Executive recommendations for distribution market expansion
First, define packaging around repeatable distribution outcomes such as inventory accuracy, order cycle efficiency, and margin visibility rather than generic ERP modules. Second, build commercial architecture that supports recurring revenue expansion through subscriptions, usage, integrations, and managed services. Third, invest early in multi-tenant controls, observability, and template-based onboarding because these capabilities determine long-term scalability.
Fourth, treat embedded ERP as a platform strategy where appropriate. If your company already owns a workflow surface in commerce, logistics, or partner operations, embedding ERP can create stronger retention and better customer lifecycle orchestration than standalone resale. Fifth, implement governance that protects the platform from customization sprawl while still enabling vertical packaging innovation.

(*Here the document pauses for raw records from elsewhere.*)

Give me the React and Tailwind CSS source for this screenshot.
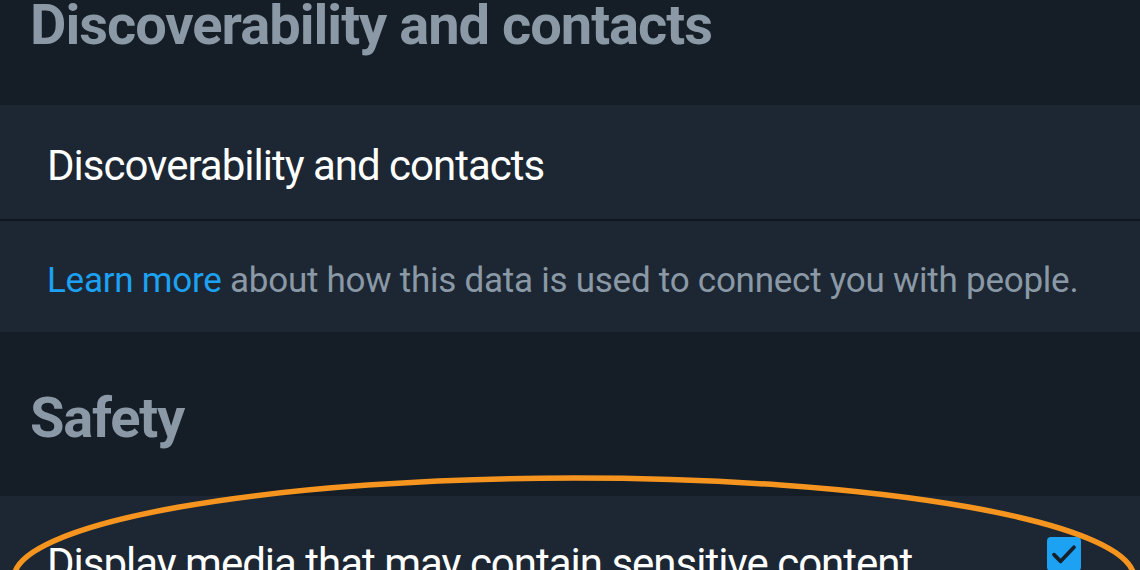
export default function App() {
  return (
    <div className="relative w-[1140px] h-[570px] overflow-hidden bg-[#151d27] font-['Roboto',sans-serif]">
      <div className="h-[105px] px-[30px]">
        <h2 className="text-[56px] leading-[50px] font-bold text-[#8b99a6] tracking-[-1px] whitespace-nowrap">Discoverability and contacts</h2>
      </div>

      <div className="h-[116px] bg-[#1c2733] border-b-2 border-[#10161d] px-[47px] pt-[8px] flex items-center">
        <span className="text-[42px] leading-none text-white tracking-[-1px] whitespace-nowrap">Discoverability and contacts</span>
      </div>

      <div className="h-[111px] bg-[#1c2733] px-[47px] pt-[8px] flex items-center">
        <p className="text-[35px] leading-none text-[#8b99a6] tracking-[-0.25px] whitespace-nowrap">
          <span className="text-[#1da1f2]">Learn more</span> about how this data is used to connect you with people.
        </p>
      </div>

      <div className="h-[164px] px-[30px] pt-[8px] flex items-center">
        <h2 className="text-[56px] leading-none font-bold text-[#8b99a6] tracking-[-1.2px]">Safety</h2>
      </div>

      <div className="h-[117px] bg-[#1c2733] pl-[47px] pr-[59px] pt-[41px] flex items-start justify-between">
        <span className="mt-[6px] text-[42px] leading-none text-white tracking-[-1px] whitespace-nowrap">Display media that may contain sensitive content</span>
        <div className="w-[34px] h-[34px] rounded-[4px] bg-[#1da1f2] flex items-center justify-center">
          <svg viewBox="0 0 24 24" className="w-[32px] h-[32px]" fill="none" stroke="#15202b" strokeWidth="2.8" strokeLinecap="round" strokeLinejoin="round">
            <path d="M4.5 12.5l5 5L19.5 7" />
          </svg>
        </div>
      </div>

      <svg className="absolute left-0 top-0 pointer-events-none" width="1140" height="570" viewBox="0 0 1140 570">
        <ellipse cx="574" cy="578" rx="560" ry="100" fill="none" stroke="#f5951f" strokeWidth="5.5" />
      </svg>
    </div>
  )
}
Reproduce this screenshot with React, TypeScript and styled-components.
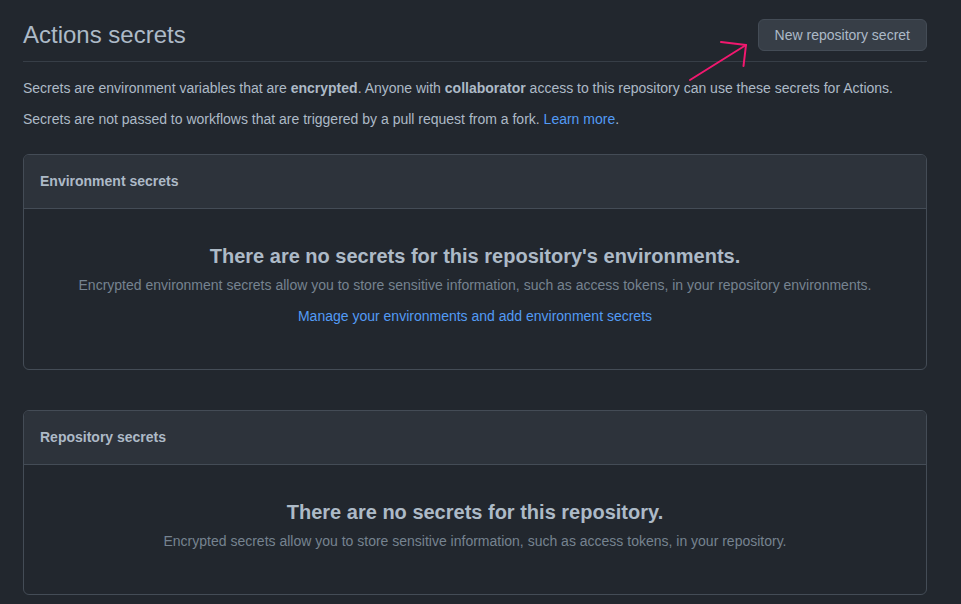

Finally, measure success beyond bookings. Track activation time, tenant health, support cost per customer, expansion revenue, renewal rates, and implementation variance across partners. In white-label ERP, profitable market expansion comes from operational consistency as much as from sales reach.
The strategic outcome
White-label ERP packaging for distribution is most effective when treated as enterprise SaaS infrastructure rather than a rebranding exercise. The winning model combines vertical SaaS operating design, embedded ERP ecosystem thinking, multi-tenant platform engineering, and disciplined subscription operations.
For software companies, ERP resellers, and OEM channel leaders, this approach creates a scalable path into distribution markets with stronger retention, better implementation economics, and more resilient recurring revenue. For customers, it delivers a connected operating platform that supports growth without the disruption and fragmentation common in traditional ERP projects.